Sur la demande de restitution des fruits par M. [S] à l'indivision
Selon l'article 815-10 du code civil, les fruits et les revenus des biens indivis accroissent à l'indivision, à défaut de partage provisionnel ou de tout autre accord établissant la jouissance divise. Chaque indivise aire a droit aux bénéfices provenant des biens indivis et supporte les pertes proportionnellement à ses droits dans l'indivision.
En l'espèce, Mme [K] estime que le premier juge a retenu à tort que si l'indemnité d'occupation répare la perte de la jouissance, la perte des fruits revenus générés par le bien indivis devrait être répartie équitablement.
Or, le premier juge a, par des motifs exacts et pertinents que la cour adopte, considéré que l'indemnité d'occupation a pour objet de réparer la perte des fruits et revenus et ne peut se cumuler avec une restitution des fruits perçus au titre d'une location du bien. En effet, Mme [K] ne peut réclamer à la fois une indemnité d'occupation sur le fondement de l'article 815-9 du code civil et des fonds au titre de l'article 815-10 du code civil puisque l'indemnité d'occupation a précisément pour objet de réparer le préjudice causé à l'indivision par la perte des fruits revenus et de se substituer à ces derniers.
En conséquence, la décision dont appel doit être confirmée sur ce chef de demande.
Sur les dépens et les frais irrépétibles
Chaque partie conservera la charge de ses propres dépens.

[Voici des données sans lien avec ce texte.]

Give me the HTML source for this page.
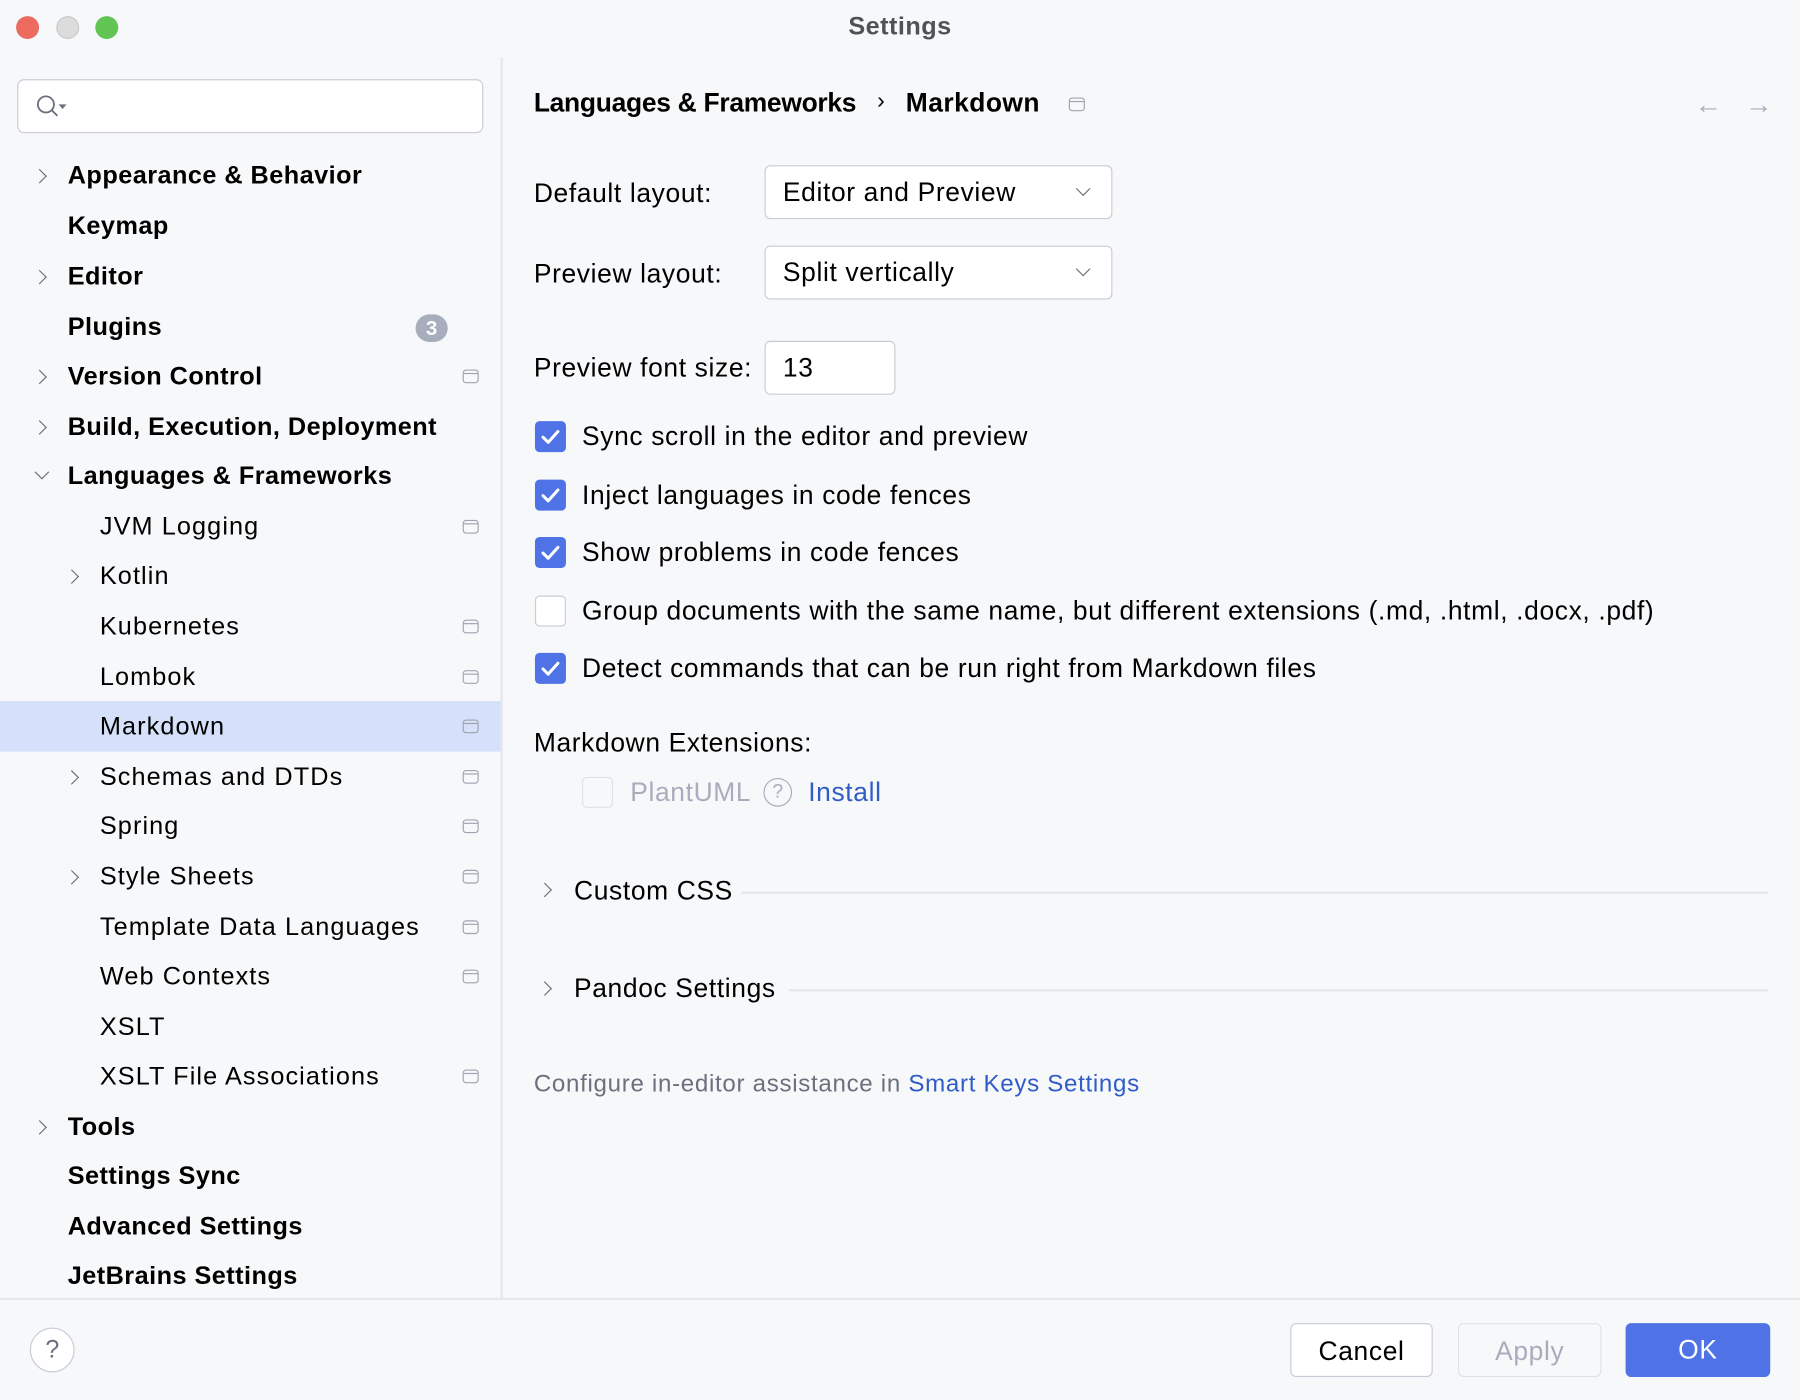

L'équité commande de ne pas faire application des dispositions de l'article 700 du code de procédure civile.
PAR CES MOTIFS
La cour,
INFIRME le jugement entrepris en ce qu'il a fixé comme point de départ de l'indemnité d'occupation le 1er août 2018 ;
CONFIRME le jugement entrepris en toutes ses autres dispositions critiquées ;
Statuant à nouveau,
DIT que M. [W] [S] est redevable envers l'indivision d'une indemnité d'occupation à compter du 31 mars 2019 ;
Y ajoutant,
DIT que chaque partie conservera la charge de ses propres dépens,
DIT n'y avoir lieu à condamnation sur le fondement de l'article 700 du code de procédure civile.